What about these comments?

picture of comment thread

Comments on Stack Exchange are ephemeral, and comments unrelated to the post aren’t sticking around. But this introduces a quandary: how do I deal with creating these meta-comments? These are now wholly useless! They don’t add any value at all to the post because these comments serve as messages to a user, not any sort of commentary on the post. The post author doesn’t care, and future visitors certainly don’t.

So now I have just one option: delete my comment and flag the other comment (the reply by the editor) for deletion. But wait! Now I’ve completely invalidated the whole point of doing this! Now a moderator needs to intervene to clean up our useless comments. Darn.

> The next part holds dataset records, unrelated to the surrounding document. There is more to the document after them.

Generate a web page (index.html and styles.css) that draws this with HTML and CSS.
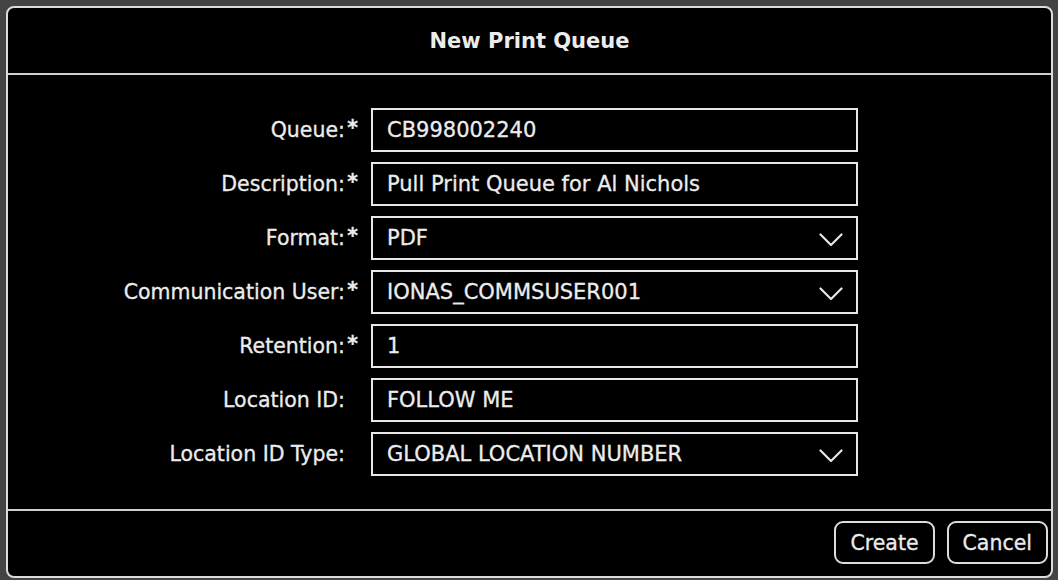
FILE: index.html
```html
<!DOCTYPE html>
<html lang="en">
<head>
<meta charset="utf-8">
<title>New Print Queue</title>
<link rel="stylesheet" href="styles.css">
</head>
<body>
<div class="dialog">
  <header class="dlg-header">New Print Queue</header>
  <div class="dlg-body">
    <form class="form">
      <label class="lbl">Queue:<span class="req">*</span></label>
      <div class="field"><span class="val">CB998002240</span></div>

      <label class="lbl">Description:<span class="req">*</span></label>
      <div class="field"><span class="val">Pull Print Queue for Al Nichols</span></div>

      <label class="lbl">Format:<span class="req">*</span></label>
      <div class="field select"><span class="val">PDF</span>
        <svg class="chev" viewBox="0 0 24 14" width="24" height="14"><polyline points="1.5,1.5 12,12 22.5,1.5"/></svg>
      </div>

      <label class="lbl">Communication User:<span class="req">*</span></label>
      <div class="field select"><span class="val">IONAS_COMMSUSER001</span>
        <svg class="chev" viewBox="0 0 24 14" width="24" height="14"><polyline points="1.5,1.5 12,12 22.5,1.5"/></svg>
      </div>

      <label class="lbl">Retention:<span class="req">*</span></label>
      <div class="field"><span class="val">1</span></div>

      <label class="lbl">Location ID:<span class="req"></span></label>
      <div class="field"><span class="val">FOLLOW ME</span></div>

      <label class="lbl">Location ID Type:<span class="req"></span></label>
      <div class="field select"><span class="val">GLOBAL LOCATION NUMBER</span>
        <svg class="chev" viewBox="0 0 24 14" width="24" height="14"><polyline points="1.5,1.5 12,12 22.5,1.5"/></svg>
      </div>
    </form>
  </div>
  <footer class="dlg-footer">
    <button class="btn" type="button">Create</button>
    <button class="btn" type="button">Cancel</button>
  </footer>
</div>
</body>
</html>
```

FILE: styles.css
```css
html, body {
  margin: 0;
  padding: 0;
  background: #444444;
  height: 580px;
  overflow: hidden;
}

body {
  font-family: "DejaVu Sans", "Liberation Sans", sans-serif;
  color: #ececec;
  padding: 6px 0 0 6px;
  box-sizing: border-box;
  -webkit-text-stroke: 0.3px #ececec;
}

.dialog {
  width: 1047px;
  height: 572px;
  box-sizing: border-box;
  border: 2px solid #dcdcdc;
  border-radius: 8px;
  background: #000;
  display: flex;
  flex-direction: column;
  overflow: hidden;
}

.dlg-header {
  height: 65px;
  flex: none;
  display: flex;
  align-items: center;
  justify-content: center;
  font-weight: bold;
  font-size: 21px;
  -webkit-text-stroke: 0;
  border-bottom: 2px solid #d0d0d0;
}

.dlg-body {
  flex: none;
  height: 434px;
  box-sizing: border-box;
  padding: 33px 0;
}

.form {
  margin: 0;
  display: grid;
  grid-template-columns: 350px 487px;
  grid-auto-rows: 44px;
  column-gap: 13px;
  row-gap: 10px;
}

.lbl {
  display: flex;
  justify-content: flex-end;
  align-items: center;
  font-size: 20.5px;
  white-space: nowrap;
}

.req {
  display: inline-block;
  width: 13px;
  text-align: right;
  font-weight: bold;
  align-self: center;
  margin-top: -4px;
}

.field {
  box-sizing: border-box;
  border: 2px solid #e6e6e6;
  display: flex;
  align-items: center;
  padding: 0 13px 0 14px;
  font-size: 21px;
  white-space: nowrap;
}

.val {
  flex: 1;
}

.chev {
  flex: none;
  margin-top: 4px;
  fill: none;
  stroke: #e6e6e6;
  stroke-width: 2.2;
  stroke-linecap: round;
  stroke-linejoin: round;
}

.dlg-footer {
  flex: 1;
  border-top: 2px solid #d0d0d0;
  display: flex;
  justify-content: flex-end;
  align-items: flex-start;
  gap: 12px;
  padding: 10px 3px 0 0;
}

.btn {
  height: 43px;
  background: #000;
  color: #ececec;
  border: 2px solid #dcdcdc;
  border-radius: 9px;
  font-family: "DejaVu Sans", "Liberation Sans", sans-serif;
  font-size: 20.5px;
  -webkit-text-stroke: 0.3px #ececec;
  padding: 0 14px;
  cursor: pointer;
}
```
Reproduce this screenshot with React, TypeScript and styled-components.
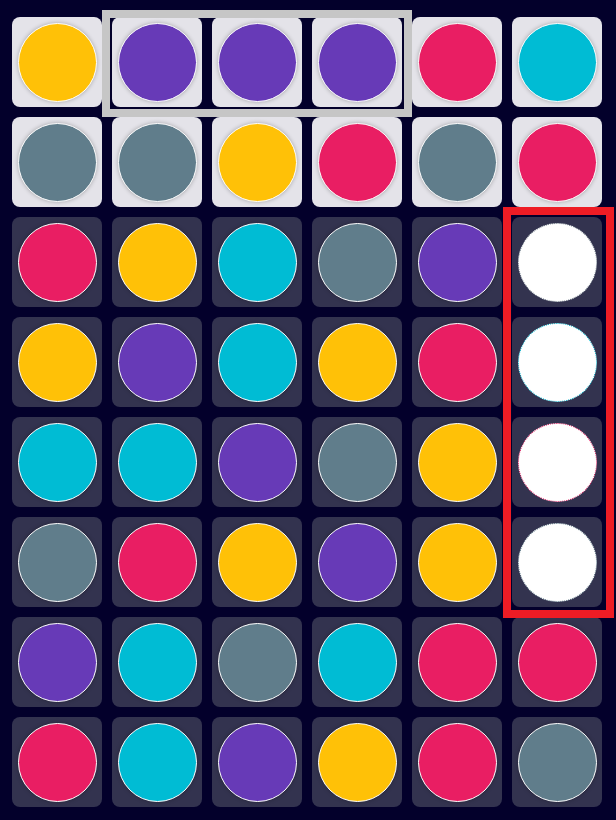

This is pretty sucky because in my attempt to solve one problem, I created three:

  1. A moderator’s attention is required to clean up the comment conversation.
  2. The original poster got needlessly notified of this conversation, which should really be out of band.
  3. There’s no way for me to follow up on that conversation because I would just be adding to the problem, even though I’d really like to respond to the editor’s comment to continue to clarify things.

Hmm... this sounds like a job for Stack Overflow Chat! Ah, but blast: one cannot start a conversation with arbitrary users in chat. No direct communication for me.

I thought it was a good idea, and I felt accomplished at first, but in retrospect, perhaps I should have just raised a flag to begin with. After all, moderators have the tools to deal with this sort of thing, and I do not. I’m just a lowly user, after all.

But no, that is not the mission of Stack Overflow at all, is it? Built by the community and moderated by the community. I may not be a moderator, but the capability to help shape the site—if only a little—is one of the reasons I participate here, and clearly, this is a case where that is encouraged. Is leaving a comment worth it? What can I do once those comments have had the desired effect? And finally, is it possible to do all of this without burdening diamond moderators?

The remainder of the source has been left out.